It’s about time to give you all an update on where our residency and container, last seen at Mason Place in Cambridge, are at.
But just quickly, before I do, a totally unrelated fact. I’ve lost my husband. Sort of. Will has spontaneously decided now that he is back home, to take up the name by which he was called as a child in Zim; Jamie. It’s his third name, and use of middle names is quite common here because of the good ol’ Afrikaans tradition of giving almost everyone the same first names (or so it feels to me).
Unfortunately, he decided to do this a week or so after we arrived, so half the people we have met know him as Will, and the other half as Jamie…this all means that whenever I am trying to explain who I am I have no idea who I am married to. Is it Will or Jamie? It is VERY CONFUSING, and VERY ODD after seven years to suddenly have a husband with a different name.
Ok, back to the subject at hand. At the last update we had just discovered the concept of fuel shortages, were trying to work our water systems at home out, and still had no residency, which meant we were facing a huge bill to keep our container in a bonded warehouse until we were legally residents of the country and so could collect it.
I think I also mentioned that Will spent a lot of time praying in the fuel queues.
Well, it seems to have worked. We decided to break one of the golden rules in Africa, and hand in the paperwork for each of the six consecutive steps to get to residency at the same time…this meant each step would be missing the approval of the previous step.
Within three days, step six was approved, and we were free to hand in our application for residency. What followed was a hectic few days photocopying, certifying and collating endless paperwork to prove who we were and what we were doing.

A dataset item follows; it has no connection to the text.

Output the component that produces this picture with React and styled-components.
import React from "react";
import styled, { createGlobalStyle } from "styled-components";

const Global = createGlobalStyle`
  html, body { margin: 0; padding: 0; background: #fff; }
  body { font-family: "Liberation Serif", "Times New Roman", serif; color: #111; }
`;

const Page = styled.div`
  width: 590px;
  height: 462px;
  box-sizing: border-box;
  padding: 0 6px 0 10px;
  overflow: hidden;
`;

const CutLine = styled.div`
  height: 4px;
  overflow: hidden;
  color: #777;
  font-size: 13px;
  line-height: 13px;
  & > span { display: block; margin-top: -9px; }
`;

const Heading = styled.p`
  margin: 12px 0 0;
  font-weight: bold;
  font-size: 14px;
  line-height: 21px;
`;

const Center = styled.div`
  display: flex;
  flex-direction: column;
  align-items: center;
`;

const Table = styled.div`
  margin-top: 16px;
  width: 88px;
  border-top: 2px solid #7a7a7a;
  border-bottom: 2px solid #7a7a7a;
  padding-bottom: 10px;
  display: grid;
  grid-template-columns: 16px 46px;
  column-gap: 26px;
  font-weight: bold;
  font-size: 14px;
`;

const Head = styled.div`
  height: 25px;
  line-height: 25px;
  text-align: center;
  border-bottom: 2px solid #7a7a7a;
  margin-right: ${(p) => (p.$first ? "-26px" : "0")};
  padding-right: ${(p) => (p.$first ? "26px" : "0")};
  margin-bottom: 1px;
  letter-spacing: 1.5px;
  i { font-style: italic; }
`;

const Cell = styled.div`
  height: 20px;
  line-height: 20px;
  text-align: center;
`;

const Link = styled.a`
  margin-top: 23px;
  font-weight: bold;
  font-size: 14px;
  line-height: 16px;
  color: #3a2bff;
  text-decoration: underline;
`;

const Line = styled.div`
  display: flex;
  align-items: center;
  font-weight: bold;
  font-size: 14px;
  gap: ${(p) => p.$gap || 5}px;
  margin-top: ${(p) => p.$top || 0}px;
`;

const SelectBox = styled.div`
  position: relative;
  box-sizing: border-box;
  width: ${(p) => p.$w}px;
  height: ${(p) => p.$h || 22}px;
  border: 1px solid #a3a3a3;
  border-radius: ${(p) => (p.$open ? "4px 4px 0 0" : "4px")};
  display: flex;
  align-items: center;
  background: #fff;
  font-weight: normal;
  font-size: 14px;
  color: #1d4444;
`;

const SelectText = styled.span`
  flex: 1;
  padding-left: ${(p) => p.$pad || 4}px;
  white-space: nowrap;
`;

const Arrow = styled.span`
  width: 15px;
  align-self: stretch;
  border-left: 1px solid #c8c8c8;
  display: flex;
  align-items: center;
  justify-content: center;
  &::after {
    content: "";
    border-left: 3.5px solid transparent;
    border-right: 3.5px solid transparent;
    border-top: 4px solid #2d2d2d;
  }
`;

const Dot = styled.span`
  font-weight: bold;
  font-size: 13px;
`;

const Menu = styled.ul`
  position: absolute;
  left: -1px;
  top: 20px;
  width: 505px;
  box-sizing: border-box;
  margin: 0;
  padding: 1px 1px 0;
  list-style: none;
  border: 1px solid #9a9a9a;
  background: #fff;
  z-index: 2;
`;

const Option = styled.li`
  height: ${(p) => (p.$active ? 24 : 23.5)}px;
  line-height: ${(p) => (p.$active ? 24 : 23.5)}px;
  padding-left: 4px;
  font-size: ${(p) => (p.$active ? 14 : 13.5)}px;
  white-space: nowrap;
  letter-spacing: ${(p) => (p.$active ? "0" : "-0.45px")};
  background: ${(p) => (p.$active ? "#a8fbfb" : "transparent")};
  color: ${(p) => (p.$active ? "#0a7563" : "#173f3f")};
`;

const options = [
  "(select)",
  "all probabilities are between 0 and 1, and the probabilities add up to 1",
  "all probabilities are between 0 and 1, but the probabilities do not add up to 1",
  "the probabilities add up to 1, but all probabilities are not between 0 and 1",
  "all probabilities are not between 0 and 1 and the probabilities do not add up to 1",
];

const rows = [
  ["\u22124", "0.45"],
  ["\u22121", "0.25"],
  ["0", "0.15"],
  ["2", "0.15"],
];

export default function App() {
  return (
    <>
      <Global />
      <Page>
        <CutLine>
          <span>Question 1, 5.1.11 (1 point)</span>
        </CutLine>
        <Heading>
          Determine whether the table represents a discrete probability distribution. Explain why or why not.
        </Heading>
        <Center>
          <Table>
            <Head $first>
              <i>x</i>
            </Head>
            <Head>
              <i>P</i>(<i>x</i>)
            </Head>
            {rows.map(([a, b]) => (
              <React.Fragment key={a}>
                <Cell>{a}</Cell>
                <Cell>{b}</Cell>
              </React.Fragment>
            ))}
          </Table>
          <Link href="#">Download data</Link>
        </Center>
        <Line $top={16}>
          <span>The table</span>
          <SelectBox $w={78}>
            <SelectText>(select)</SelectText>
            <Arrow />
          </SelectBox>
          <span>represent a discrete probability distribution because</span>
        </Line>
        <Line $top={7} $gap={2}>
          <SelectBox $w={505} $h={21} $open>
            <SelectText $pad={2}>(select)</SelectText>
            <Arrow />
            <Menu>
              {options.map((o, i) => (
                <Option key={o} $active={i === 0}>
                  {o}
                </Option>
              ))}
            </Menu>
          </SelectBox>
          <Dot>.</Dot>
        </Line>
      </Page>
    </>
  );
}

In the meantime, our container seems to have become part of a comedy show. A still unknown error meant the moving company lost our paperwork, which meant the container has been travelling all over the country (at one point, it was on its way to Zambia). Our clearing agent has been growing increasingly incensed, and is now trading insults over emails with the moving company, while we watch in awe…after all, every day of stuff ups saves us the bonded warehouse fee.

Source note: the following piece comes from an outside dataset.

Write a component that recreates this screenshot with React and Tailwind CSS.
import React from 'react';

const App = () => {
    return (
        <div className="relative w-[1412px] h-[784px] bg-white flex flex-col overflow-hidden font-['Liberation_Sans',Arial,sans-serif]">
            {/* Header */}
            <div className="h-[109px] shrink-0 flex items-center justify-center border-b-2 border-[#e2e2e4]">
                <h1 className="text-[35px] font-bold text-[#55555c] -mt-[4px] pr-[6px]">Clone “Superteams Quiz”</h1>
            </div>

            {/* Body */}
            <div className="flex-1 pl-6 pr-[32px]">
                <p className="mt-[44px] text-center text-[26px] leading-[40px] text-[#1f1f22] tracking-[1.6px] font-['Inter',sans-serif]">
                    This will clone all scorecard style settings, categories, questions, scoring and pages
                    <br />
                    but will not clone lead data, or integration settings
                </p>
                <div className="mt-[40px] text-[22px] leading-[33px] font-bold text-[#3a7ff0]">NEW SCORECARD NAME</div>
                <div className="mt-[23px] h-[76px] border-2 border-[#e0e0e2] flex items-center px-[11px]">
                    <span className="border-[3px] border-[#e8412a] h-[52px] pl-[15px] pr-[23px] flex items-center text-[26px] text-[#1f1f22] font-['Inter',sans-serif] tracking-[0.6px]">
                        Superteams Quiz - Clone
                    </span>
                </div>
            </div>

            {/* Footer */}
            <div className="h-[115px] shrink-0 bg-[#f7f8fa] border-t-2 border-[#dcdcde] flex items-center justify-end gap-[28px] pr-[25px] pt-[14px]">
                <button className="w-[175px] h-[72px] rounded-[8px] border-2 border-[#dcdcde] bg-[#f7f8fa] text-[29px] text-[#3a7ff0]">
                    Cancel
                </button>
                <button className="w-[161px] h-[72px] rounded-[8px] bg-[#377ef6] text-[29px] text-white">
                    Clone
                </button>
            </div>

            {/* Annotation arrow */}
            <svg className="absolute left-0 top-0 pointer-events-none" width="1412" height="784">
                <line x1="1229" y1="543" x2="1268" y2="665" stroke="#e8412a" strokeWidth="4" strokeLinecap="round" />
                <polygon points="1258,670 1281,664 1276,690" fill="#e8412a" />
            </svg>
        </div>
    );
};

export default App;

So far Africa being Africa has saved us about US$900.
It’s all fantastic news for us, at present. Now, we’re just praying that our residency comes through super fast, and that as soon as it does our container miraculously arrives so we can FINALLY collect our stuff. We really are yearning to set up our home.
In the meantime, we have learned that fuel shortages are, indeed, a regular occurrence around the entire country. It turns out the lack of USD in the country makes it hard to buy fuel, hence the shortages resulting in 1km queues about once a fortnight.
We’ve learned to fill up as soon as fuel arrives and the queues are gone, then drive Will’s/Jamie’s diesel instead of my petrol whenever possible. Diesel seems more readily available!
We’ve also learned how our water system at home works, and have a steady flow of both hot and cold water coming into the house (hallelujah!!), unless there is a power cut. In which case we have a generator.
So, little by little we are getting there.